FIG. 6 shows a top cross sectional view of a fourth embodiment of the trocar 40 according to the invention. This trocar 40 a body 41 with a cannula 42 arranged thereto. The body 41 has a first access opening 43, a second access opening 44 and a third access opening 45 for insertion of tools into the trocar 1. The access openings 43, 44, 45 are connected to respective passageways 46, 47, 48 in the cannula 42. The two outer passageways 47, 48 have in this embodiment a smaller cross section than the central passageway 46 (see also FIG. 7).

FIG. 8 shows a cross sectional view of the cannula 50 of a fifth embodiment of the trocar according to the invention. The cross section of the cannula 50 is oval and comprises a main passageway 51 and a sub passageway 52.

The present invention is not limited to the embodiment shown, but extends also to other embodiments falling within the scope of the appended claims.

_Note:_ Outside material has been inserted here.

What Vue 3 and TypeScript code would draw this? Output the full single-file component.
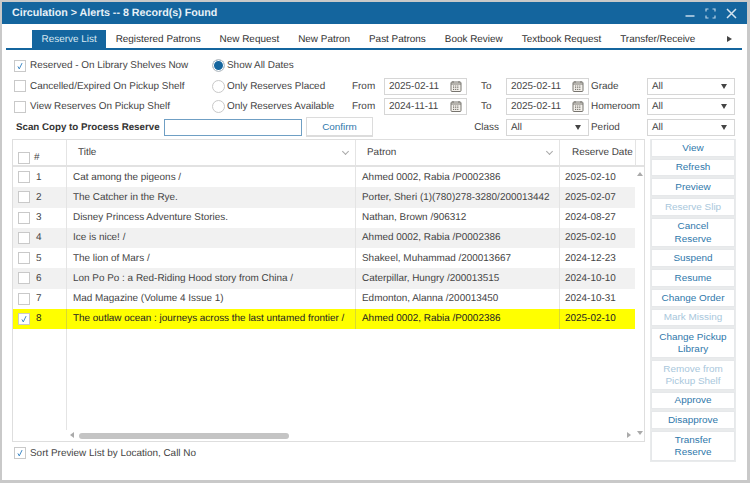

For instance, although the embodiments shown in the figures show a cannula having two or three separate passageways, it is also within the scope of the invention to provide a single passageway or to provide four or more passageways.

Claims

1. Trocar for instrument access to body cavities in minimally invasive surgery, the trocar comprising: a body having a first access opening and at least one second access opening, each for inserting an instrument;a cannula arranged with a proximal end to the body and having a distal end suitable for insertion into body cavities in minimally invasive surgery, wherein the cannula has a substantially constant out of round cross-section along is length, wherein a channel in the cannula is connected to the first access opening to provide a first passageway for an instrument and to the second access opening to provide at least one second passageway separate from said first passageway; anda gas inlet arranged at the body and in fluid connection with the at least one passageway for inflating the body cavity with a gas, such as carbon dioxide gas.

2. Trocar according to claim 1, wherein the cross-section of the cannula has a main axis and a minor axis perpendicular to the main axis and wherein the main dimension of the cross-section is different from the minor dimension of the cross-section.

3. Trocar according to claim 2, wherein the main dimension is at least two times the minor dimension.

4. Trocar according to claim 1, wherein the cannula has an ellipse-shaped or rectangular-shaped cross section.

5. Trocar according to claim 1, wherein the first and second passageways extend parallel to each other along at least a length of the distal part of the cannula.

6. Trocar according to claim 1, wherein the first and second access openings are at an angle with each other.

7. Trocar according to claim 1, comprising at least one longitudinal divider arranged in the channel of the cannula to provide the at least two separate passageways.

8. Trocar according to claim 1, wherein sealing means are arranged in the at least one passageway.

9. Trocar according to claim 1, wherein the gas inlet is in fluid connection with and ends in a proximal part of the passageway.

10. Trocar according to claim 1, wherein the cannula has a blunt distal end.

11. Trocar according to claim 1, wherein the passageways have an inner diameter of at least approximately 2.8 mm.